Data to process -
>>>

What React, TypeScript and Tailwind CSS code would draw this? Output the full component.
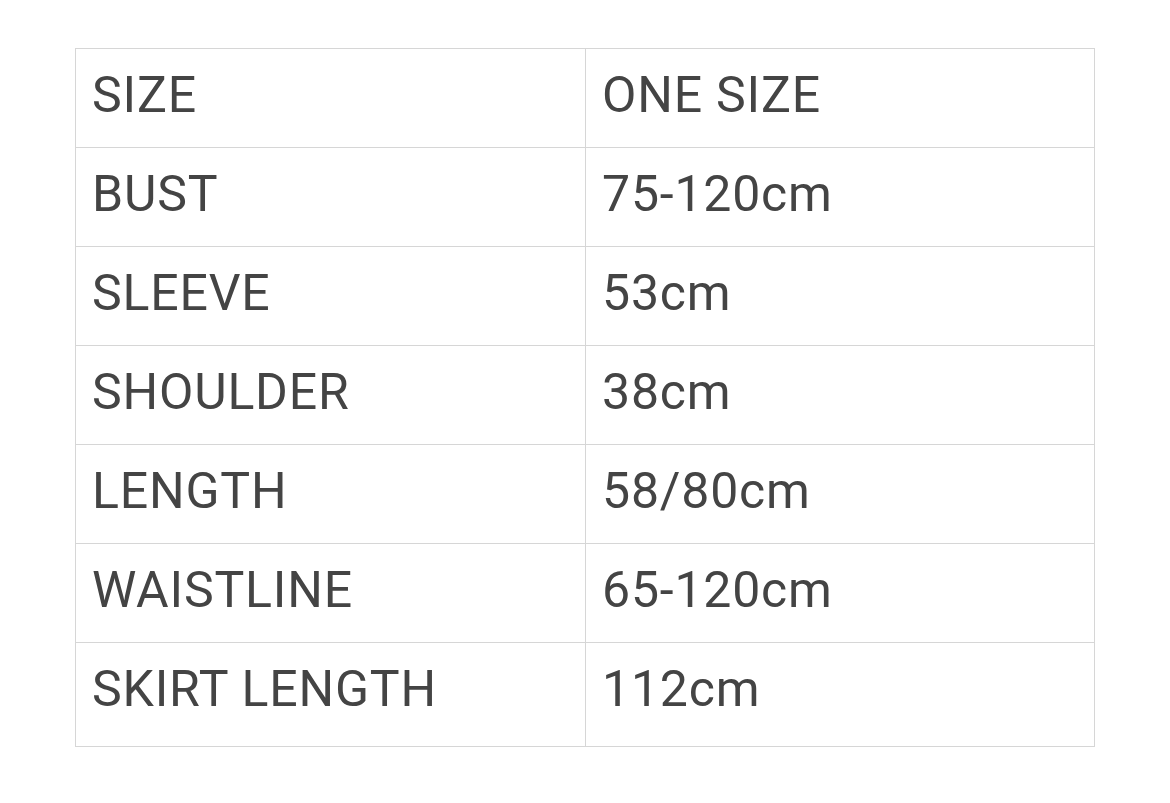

<<<
>>>

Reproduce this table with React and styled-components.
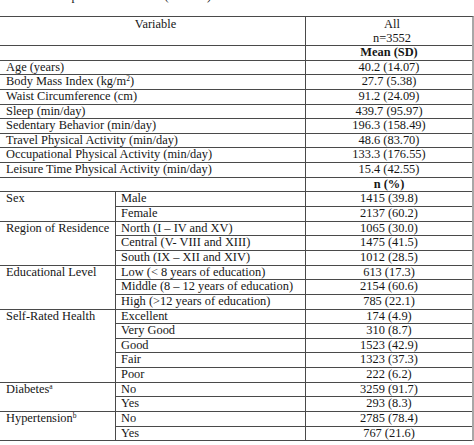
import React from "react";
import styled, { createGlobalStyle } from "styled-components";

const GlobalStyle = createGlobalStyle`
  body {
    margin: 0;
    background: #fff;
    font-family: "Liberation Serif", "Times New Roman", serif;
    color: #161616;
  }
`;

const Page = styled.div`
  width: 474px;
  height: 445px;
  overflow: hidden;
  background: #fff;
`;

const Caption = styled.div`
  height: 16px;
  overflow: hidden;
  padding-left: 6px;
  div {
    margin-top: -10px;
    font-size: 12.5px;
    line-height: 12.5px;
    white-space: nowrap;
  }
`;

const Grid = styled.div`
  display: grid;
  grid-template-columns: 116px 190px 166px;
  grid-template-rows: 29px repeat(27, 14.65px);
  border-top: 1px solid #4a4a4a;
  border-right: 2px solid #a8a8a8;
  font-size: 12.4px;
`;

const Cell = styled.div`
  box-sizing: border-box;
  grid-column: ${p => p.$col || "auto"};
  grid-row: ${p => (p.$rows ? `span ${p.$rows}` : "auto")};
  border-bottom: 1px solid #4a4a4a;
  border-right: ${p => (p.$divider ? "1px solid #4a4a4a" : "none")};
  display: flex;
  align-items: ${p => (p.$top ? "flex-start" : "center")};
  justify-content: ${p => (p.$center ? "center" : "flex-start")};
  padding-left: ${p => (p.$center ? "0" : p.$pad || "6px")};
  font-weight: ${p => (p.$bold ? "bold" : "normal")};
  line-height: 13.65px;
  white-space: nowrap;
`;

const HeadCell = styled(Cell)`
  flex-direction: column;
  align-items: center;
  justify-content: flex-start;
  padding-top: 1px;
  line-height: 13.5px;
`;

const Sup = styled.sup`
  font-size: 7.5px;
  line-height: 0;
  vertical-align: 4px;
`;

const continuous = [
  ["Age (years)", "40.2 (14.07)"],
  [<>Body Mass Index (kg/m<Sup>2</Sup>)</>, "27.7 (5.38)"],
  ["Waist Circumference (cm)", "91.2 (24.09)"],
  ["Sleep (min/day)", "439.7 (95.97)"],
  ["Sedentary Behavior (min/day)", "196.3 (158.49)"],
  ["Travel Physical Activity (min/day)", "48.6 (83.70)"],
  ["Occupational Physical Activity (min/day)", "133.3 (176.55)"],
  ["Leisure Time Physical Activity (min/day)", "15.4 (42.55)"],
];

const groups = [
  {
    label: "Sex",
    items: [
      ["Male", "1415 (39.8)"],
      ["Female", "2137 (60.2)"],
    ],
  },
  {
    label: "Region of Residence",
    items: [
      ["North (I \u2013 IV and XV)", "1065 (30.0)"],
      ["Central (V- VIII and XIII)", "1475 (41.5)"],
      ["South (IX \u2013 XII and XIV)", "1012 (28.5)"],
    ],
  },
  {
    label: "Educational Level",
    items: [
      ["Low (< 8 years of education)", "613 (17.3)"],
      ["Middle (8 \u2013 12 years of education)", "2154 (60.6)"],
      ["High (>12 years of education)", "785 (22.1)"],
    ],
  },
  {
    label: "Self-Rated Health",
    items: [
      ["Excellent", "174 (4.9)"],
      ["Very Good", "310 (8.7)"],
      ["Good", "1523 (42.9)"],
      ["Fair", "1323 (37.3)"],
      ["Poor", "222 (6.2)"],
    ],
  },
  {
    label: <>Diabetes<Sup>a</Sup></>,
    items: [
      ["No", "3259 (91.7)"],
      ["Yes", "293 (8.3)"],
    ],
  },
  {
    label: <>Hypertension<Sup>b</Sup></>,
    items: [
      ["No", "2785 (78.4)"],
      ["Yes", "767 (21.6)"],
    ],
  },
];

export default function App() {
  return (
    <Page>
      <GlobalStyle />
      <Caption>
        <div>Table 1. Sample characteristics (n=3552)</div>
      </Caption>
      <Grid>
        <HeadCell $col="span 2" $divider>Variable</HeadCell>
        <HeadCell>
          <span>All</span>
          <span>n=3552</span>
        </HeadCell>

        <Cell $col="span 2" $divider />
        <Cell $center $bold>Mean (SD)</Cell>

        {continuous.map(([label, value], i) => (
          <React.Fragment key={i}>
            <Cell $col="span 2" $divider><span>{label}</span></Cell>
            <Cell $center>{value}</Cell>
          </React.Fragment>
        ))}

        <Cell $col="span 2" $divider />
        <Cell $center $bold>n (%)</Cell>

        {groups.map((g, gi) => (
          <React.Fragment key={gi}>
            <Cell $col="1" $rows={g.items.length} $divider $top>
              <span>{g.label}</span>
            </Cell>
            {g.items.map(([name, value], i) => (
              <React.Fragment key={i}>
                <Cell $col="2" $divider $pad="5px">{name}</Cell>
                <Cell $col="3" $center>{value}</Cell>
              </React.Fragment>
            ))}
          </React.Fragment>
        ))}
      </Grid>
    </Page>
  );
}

<<<

Exercise objective - Go through the data and gather every line that holds "styled".

Solution to this task -
Reproduce this table with React and styled-components.
import styled, { createGlobalStyle } from "styled-components";
const Page = styled.div`
const Caption = styled.div`
const Grid = styled.div`
const Cell = styled.div`
const HeadCell = styled(Cell)`
const Sup = styled.sup`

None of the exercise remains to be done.